Depuis, des milliers d'Egyptiens ont manifesté pour dénoncer les brutalités policières et réclamer la levée de l'état d'urgence, en vigueur, sans interruption, depuis 1981.
Réaction au sommet de l'Etat
Même Gamal Moubarak, fils du président égyptien, a réclamé que les responsabilités soient établies dans cette triste affaire. "La justice doit suivre son cours (...), particulièrement après le renvoi des accusés devant un tribunal par le procureur général". Les propos du fils d'Hosni Moubarak, qui dirige le comité politique du Parti national démocrate (PND) et en qui certains voyaient un successeur possible à son père, laissent penser que les autorités cherchent à temporiser la colère de l'opinion à l'approche de rendez-vous électoraux d'importance, à l'automne 2011.
La Toile s'enflamme
Mais sur le Web, Khaled Saïd devient une icône.

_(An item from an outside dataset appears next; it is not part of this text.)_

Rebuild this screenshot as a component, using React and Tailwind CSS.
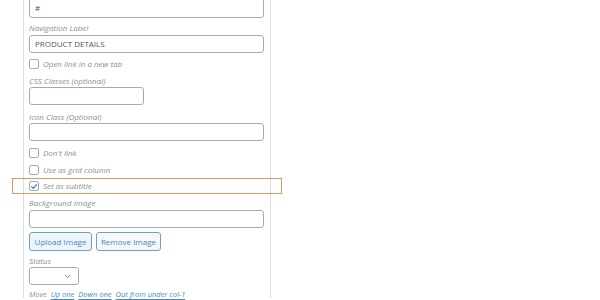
import React from 'react';
import { ChevronDown } from 'lucide-react';

const font = { fontFamily: '"Open Sans", "Noto Sans", sans-serif' };

const Label = ({ children, className = '' }) => (
  <div className={`text-[8px] leading-[12px] italic text-[#8c8f94] ${className}`}>{children}</div>
);

const Input = ({ value = '', className = '' }) => (
  <div className={`h-[18px] border border-[#a7aaad] rounded-[3px] bg-white flex items-center px-[5px] text-[8px] text-[#50575e] ${className}`}>
    {value}
  </div>
);

const Check = ({ checked }) => (
  <span className="w-[10px] h-[10px] border border-[#a7aaad] rounded-[2px] bg-white flex items-center justify-center shrink-0">
    {checked && (
      <svg viewBox="0 0 10 10" className="w-[9px] h-[9px]">
        <path d="M2 5.2 L4.1 7.3 L8.2 2.6" fill="none" stroke="#3582c4" strokeWidth="1.5" strokeLinecap="round" strokeLinejoin="round" />
      </svg>
    )}
  </span>
);

const CheckRow = ({ label, checked, className = '' }) => (
  <div className={`flex items-center gap-[4px] h-[10px] ${className}`}>
    <Check checked={checked} />
    <span className="text-[8px] italic text-[#8c8f94] leading-[10px]">{label}</span>
  </div>
);

export default function App() {
  return (
    <div className="w-[600px] h-[300px] bg-white overflow-hidden" style={font}>
      <div className="ml-[23px] w-[248px] h-[300px] border-x border-[#dcdcde] pl-[5px]">
        <Input value="#" className="-mt-[2px] h-[20px] w-[235px]" />
        <Label className="mt-[4px]">Navigation Label</Label>
        <Input value="PRODUCT DETAILS" className="w-[235px] mt-[1px]" />
        <CheckRow label="Open link in a new tab" className="mt-[6px]" />
        <Label className="mt-[6px]">CSS Classes (optional)</Label>
        <Input className="w-[115px]" />
        <Label className="mt-[6px]">Icon Class (Optional)</Label>
        <Input className="w-[235px]" />
        <CheckRow label="Don't link" className="mt-[7px]" />
        <CheckRow label="Use as grid column" className="mt-[7px]" />
        <div className="-ml-[17px] w-[270px] h-[16px] mt-[3px] border border-[#d49a63] flex items-center pl-[16px] gap-[4px]">
          <Check checked />
          <span className="text-[8px] italic text-[#8c8f94] leading-[10px]">Set as subtitle</span>
        </div>
        <Label className="mt-[3px]">Background Image</Label>
        <Input className="w-[235px] mt-[1px]" />
        <div className="flex gap-[4px] mt-[4px]">
          <button className="h-[19px] w-[63px] whitespace-nowrap border border-[#6aa3d0] rounded-[3px] bg-[#eef4f9] text-[8px] text-[#4a8bc0] leading-none">
            Upload Image
          </button>
          <button className="h-[19px] w-[65px] whitespace-nowrap border border-[#6aa3d0] rounded-[3px] bg-[#f6f7f7] text-[8px] text-[#4a8bc0] leading-none">
            Remove Image
          </button>
        </div>
        <Label className="mt-[4px]">Status</Label>
        <div className="w-[50px] h-[18px] border border-[#a7aaad] rounded-[3px] bg-white flex items-center justify-end pr-[6px]">
          <ChevronDown size={9} strokeWidth={2} className="text-[#50575e]" />
        </div>
        <div className="mt-[3px] text-[7.5px] leading-[12px] italic text-[#8c8f94] flex gap-[4px]">
          <span>Move</span>
          <span className="text-[#4a8bc0] underline underline-offset-2">Up one</span>
          <span className="text-[#4a8bc0] underline underline-offset-2">Down one</span>
          <span className="text-[#4a8bc0] underline underline-offset-2">Out from under col-1</span>
        </div>
      </div>
    </div>
  );
}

Le réseau social Facebook voit fleurir des groupes portant son nom, dont l'un d'eux comptabilise près de 500 000 membres - soit près de 10% des utilisateurs de Facebook en Egypte -: "Nous sommes tous des Khaled Saïd"
Sur le site de micro-blogging Twitter, les internautes se sont mis à utiliser le hashtag "#khaledsaïd", au même titre que "#egypt" pour évoquer la révolte en cours dans le pays. L'un des facteurs d'émergence du "mouvement Khaled Saïd" a été l'existence d'un blog très complet, relevant jour après jour toutes les informations disponibles sur l'affaire et les circonstances de la mort du jeune homme.
Du Web à la réalité
Puis, le phénomène Khaled Saïd s'est petit à petit propagé dans la société égyptienne, connectée ou non. Des artistes ont rallié la cause, des chansons ont été écrites à sa mémoire, des comédiens et des acteurs présents dans les média Egyptiens se sont mobilisés et ont même participé aux "silent stands" qui s'organisaient régulièrement sur la page Facebook.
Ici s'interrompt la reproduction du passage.